### Task description
Go over the listing below line by line and tally those containing "React". Give only the tally.

### Input data
________________________________________

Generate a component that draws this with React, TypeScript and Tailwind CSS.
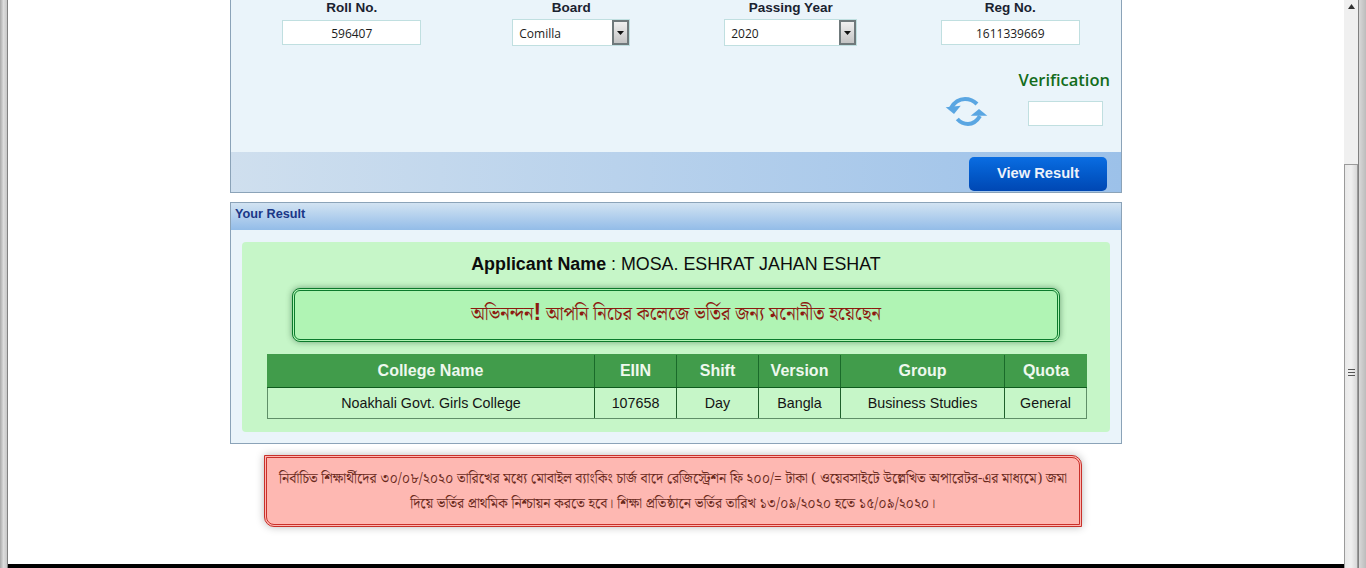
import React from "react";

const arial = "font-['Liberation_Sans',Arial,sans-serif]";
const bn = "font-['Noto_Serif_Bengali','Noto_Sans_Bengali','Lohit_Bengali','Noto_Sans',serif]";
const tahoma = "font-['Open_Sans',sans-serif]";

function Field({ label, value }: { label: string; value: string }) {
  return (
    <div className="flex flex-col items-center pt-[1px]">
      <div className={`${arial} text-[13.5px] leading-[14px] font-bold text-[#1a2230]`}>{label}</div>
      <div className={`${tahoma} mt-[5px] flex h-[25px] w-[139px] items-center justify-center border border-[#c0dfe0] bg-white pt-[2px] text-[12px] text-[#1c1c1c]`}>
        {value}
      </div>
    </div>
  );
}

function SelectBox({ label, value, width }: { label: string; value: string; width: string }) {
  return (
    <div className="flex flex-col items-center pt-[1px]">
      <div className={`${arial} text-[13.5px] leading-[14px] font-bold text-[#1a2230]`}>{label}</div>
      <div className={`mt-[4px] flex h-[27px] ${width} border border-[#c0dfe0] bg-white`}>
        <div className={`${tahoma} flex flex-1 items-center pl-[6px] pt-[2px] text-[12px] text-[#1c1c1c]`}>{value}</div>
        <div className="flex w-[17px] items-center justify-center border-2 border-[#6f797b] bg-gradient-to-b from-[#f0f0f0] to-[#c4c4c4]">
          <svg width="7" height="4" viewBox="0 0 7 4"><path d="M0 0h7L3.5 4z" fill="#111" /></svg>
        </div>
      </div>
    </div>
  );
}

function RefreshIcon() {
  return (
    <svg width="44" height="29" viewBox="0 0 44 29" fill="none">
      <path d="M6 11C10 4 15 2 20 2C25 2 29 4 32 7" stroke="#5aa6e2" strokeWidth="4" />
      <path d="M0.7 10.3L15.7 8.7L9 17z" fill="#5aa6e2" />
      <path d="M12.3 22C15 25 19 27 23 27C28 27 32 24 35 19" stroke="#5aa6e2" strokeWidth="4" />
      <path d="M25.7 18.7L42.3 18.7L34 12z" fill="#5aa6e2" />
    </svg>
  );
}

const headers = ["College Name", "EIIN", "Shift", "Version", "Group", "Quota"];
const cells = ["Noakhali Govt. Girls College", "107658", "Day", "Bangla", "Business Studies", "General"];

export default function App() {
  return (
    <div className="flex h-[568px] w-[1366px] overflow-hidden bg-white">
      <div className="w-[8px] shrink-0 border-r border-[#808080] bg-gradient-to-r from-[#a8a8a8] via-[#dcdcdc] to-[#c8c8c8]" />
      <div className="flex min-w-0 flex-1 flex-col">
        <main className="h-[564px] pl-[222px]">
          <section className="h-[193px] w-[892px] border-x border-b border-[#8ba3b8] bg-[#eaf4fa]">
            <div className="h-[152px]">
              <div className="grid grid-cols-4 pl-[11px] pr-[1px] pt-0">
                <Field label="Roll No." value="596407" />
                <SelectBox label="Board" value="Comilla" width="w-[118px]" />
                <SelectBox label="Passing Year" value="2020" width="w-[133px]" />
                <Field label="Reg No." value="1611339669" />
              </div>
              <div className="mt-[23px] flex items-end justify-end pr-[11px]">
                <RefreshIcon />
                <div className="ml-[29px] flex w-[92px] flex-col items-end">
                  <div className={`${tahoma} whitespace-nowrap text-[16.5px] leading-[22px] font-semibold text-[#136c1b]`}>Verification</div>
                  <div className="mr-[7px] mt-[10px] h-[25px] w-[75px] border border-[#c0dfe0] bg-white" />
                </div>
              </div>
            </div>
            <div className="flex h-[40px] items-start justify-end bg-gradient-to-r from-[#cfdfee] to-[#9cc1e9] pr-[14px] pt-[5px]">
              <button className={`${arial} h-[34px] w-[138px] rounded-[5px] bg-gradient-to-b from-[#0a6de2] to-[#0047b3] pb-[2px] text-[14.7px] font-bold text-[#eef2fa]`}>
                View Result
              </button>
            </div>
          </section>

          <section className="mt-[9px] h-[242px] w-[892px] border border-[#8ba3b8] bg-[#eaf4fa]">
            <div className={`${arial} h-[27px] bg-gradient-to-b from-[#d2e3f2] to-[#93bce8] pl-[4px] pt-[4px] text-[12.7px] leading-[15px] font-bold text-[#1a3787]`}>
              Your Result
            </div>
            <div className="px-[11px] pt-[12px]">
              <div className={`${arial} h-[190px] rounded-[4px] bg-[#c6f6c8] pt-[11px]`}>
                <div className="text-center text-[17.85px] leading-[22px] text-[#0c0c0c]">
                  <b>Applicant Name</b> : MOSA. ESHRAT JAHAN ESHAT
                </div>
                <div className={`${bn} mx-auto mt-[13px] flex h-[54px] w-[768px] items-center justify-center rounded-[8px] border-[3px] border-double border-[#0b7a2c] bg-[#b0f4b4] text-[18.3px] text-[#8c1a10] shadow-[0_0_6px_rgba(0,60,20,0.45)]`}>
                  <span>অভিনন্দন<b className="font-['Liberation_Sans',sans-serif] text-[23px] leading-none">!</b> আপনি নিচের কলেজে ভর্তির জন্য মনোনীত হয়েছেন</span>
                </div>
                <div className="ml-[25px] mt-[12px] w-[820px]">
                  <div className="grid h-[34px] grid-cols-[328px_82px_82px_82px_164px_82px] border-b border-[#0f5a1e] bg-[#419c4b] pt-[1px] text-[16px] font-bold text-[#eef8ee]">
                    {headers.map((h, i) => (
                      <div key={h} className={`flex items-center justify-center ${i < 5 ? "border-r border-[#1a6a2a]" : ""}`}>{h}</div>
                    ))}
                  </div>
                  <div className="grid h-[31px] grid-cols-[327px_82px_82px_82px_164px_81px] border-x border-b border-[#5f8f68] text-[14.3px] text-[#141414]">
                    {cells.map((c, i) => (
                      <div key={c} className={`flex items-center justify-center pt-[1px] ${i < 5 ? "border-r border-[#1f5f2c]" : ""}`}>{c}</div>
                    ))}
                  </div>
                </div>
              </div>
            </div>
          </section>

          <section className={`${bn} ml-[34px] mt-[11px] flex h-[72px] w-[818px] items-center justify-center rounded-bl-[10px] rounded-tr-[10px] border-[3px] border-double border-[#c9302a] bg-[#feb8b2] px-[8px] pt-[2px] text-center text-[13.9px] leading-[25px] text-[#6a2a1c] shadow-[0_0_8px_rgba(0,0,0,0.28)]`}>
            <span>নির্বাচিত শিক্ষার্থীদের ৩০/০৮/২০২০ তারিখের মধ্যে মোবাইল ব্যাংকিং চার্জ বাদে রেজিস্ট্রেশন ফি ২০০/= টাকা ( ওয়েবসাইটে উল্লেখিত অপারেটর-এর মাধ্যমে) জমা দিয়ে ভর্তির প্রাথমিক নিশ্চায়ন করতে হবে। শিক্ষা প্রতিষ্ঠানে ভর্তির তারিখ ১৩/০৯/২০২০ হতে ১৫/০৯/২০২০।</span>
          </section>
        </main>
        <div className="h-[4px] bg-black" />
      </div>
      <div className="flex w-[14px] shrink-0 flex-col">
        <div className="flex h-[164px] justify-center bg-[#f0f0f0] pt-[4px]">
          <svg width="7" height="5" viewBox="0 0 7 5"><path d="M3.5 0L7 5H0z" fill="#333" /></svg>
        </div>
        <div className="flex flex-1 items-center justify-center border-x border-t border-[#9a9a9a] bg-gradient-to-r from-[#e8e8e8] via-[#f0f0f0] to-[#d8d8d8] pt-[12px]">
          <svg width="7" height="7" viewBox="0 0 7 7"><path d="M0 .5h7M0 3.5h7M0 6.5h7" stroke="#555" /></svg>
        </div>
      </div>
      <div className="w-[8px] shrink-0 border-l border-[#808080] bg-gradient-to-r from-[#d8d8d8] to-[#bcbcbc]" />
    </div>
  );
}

________________________________________

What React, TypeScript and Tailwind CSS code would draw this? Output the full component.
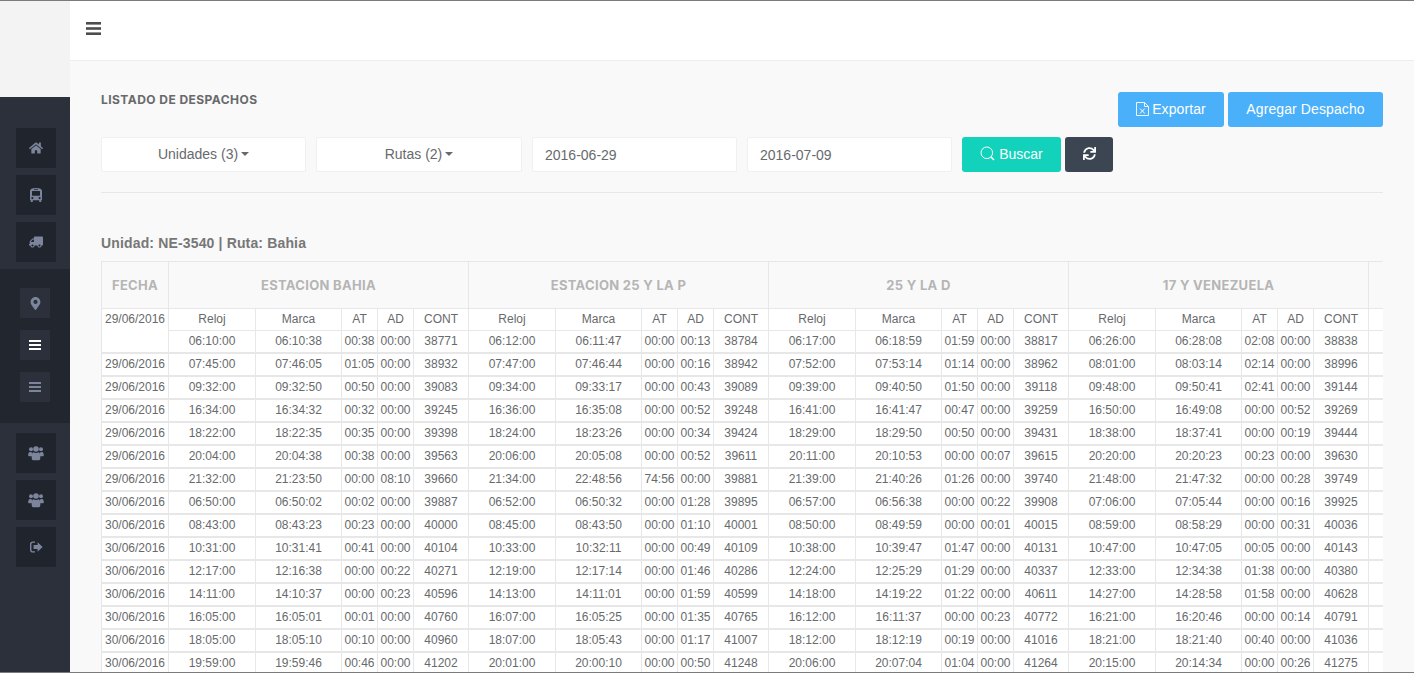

________________________________________

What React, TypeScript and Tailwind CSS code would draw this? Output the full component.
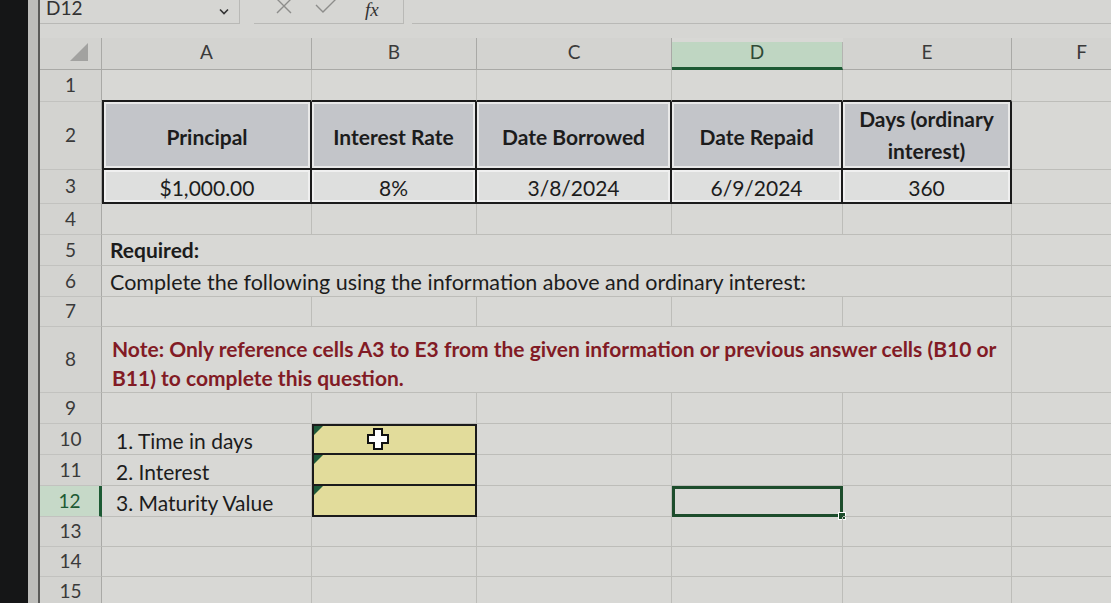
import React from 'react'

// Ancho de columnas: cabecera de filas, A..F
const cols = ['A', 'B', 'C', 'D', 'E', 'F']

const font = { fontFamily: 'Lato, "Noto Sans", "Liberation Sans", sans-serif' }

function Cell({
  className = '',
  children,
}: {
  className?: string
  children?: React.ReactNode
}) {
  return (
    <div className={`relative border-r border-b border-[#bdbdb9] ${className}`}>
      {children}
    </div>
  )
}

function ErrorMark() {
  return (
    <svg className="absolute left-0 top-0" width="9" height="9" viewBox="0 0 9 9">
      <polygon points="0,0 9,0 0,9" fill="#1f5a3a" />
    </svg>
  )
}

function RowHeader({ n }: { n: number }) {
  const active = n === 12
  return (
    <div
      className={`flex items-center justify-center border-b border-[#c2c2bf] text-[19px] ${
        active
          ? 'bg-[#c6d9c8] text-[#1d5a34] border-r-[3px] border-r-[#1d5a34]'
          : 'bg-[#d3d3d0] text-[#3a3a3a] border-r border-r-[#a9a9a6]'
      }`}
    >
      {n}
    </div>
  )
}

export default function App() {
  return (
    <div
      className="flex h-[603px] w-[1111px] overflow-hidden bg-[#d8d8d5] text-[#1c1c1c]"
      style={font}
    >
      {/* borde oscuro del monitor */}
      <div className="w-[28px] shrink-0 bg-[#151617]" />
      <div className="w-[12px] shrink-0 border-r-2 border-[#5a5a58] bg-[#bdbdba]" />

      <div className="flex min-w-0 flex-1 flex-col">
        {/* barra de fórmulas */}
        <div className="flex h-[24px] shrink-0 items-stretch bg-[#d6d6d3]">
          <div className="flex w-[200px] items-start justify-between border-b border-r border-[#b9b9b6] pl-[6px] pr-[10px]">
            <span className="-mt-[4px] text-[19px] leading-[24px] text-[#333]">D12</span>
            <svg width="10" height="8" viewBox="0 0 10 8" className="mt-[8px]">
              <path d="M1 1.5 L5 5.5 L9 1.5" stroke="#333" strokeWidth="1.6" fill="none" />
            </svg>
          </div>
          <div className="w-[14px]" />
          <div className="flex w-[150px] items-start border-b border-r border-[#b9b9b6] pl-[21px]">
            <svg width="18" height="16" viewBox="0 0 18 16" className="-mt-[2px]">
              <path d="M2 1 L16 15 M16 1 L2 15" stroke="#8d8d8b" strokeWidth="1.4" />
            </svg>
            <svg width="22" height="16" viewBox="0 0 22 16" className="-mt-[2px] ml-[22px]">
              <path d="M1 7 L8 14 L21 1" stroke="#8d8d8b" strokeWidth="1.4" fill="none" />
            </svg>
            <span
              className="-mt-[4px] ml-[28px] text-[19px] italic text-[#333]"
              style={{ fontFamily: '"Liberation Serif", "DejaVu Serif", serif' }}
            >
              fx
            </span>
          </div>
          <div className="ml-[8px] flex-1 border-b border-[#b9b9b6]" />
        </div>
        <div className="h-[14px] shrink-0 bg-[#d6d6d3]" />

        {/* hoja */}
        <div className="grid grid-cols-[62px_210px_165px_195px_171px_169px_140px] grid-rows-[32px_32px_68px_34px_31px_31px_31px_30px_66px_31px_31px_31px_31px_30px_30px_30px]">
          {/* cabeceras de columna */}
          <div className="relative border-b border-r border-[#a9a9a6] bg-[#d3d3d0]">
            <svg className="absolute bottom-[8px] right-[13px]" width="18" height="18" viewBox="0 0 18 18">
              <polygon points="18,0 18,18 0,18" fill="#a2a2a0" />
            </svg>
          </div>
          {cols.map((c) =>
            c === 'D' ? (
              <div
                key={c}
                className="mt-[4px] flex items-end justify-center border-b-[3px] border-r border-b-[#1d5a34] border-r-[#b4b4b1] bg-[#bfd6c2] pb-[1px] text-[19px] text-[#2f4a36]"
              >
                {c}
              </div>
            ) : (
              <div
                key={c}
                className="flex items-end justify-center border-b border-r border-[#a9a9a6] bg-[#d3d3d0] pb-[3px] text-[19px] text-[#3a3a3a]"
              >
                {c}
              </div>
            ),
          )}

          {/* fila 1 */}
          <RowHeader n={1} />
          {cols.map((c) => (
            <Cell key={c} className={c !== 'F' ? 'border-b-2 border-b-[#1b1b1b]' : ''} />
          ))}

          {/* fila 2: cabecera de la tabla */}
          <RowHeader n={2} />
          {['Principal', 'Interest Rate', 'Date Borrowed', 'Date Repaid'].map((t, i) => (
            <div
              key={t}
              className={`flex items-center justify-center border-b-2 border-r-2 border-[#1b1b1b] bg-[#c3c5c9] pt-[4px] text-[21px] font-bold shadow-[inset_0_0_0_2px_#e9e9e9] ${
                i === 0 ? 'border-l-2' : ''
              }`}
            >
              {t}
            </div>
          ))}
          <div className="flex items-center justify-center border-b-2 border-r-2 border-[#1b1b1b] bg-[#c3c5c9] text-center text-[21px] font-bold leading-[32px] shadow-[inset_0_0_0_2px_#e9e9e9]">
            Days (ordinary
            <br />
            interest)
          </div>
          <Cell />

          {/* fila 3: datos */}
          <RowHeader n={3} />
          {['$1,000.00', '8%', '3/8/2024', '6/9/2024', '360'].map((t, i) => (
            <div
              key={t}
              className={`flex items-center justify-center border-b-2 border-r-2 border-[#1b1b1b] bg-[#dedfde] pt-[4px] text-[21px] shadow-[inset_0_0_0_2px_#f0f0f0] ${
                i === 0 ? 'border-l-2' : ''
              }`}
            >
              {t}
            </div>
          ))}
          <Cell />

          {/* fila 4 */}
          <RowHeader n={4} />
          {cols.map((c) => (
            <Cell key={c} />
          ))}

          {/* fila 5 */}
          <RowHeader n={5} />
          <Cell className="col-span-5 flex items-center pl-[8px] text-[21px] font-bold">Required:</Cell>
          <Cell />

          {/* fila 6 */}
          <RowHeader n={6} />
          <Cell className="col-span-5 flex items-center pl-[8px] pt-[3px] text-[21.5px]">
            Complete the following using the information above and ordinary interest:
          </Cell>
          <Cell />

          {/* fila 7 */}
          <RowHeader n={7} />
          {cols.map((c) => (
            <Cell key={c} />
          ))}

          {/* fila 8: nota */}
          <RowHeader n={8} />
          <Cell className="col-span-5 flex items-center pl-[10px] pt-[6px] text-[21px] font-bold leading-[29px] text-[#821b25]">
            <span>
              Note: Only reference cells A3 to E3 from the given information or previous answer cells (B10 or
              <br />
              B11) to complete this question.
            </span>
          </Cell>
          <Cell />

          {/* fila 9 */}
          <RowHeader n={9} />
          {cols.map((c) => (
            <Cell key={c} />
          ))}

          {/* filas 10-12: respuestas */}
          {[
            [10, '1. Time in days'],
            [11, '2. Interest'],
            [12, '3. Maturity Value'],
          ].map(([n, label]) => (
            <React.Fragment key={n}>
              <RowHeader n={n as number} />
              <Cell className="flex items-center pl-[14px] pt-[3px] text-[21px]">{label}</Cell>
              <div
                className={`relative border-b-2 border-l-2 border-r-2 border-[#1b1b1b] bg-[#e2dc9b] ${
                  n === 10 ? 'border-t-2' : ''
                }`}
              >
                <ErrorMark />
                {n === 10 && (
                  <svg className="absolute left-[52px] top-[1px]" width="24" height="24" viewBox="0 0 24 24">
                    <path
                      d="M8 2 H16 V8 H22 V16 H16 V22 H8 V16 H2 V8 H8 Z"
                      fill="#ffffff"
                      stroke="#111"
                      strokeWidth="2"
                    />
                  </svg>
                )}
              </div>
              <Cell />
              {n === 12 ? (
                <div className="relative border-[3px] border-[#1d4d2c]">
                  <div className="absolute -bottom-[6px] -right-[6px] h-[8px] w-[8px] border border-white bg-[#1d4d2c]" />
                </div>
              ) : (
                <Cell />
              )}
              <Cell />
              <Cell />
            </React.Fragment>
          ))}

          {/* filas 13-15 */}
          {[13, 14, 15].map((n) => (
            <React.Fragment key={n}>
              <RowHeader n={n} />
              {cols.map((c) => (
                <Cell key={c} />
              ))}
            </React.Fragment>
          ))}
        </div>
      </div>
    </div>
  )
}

________________________________________

### The solution
10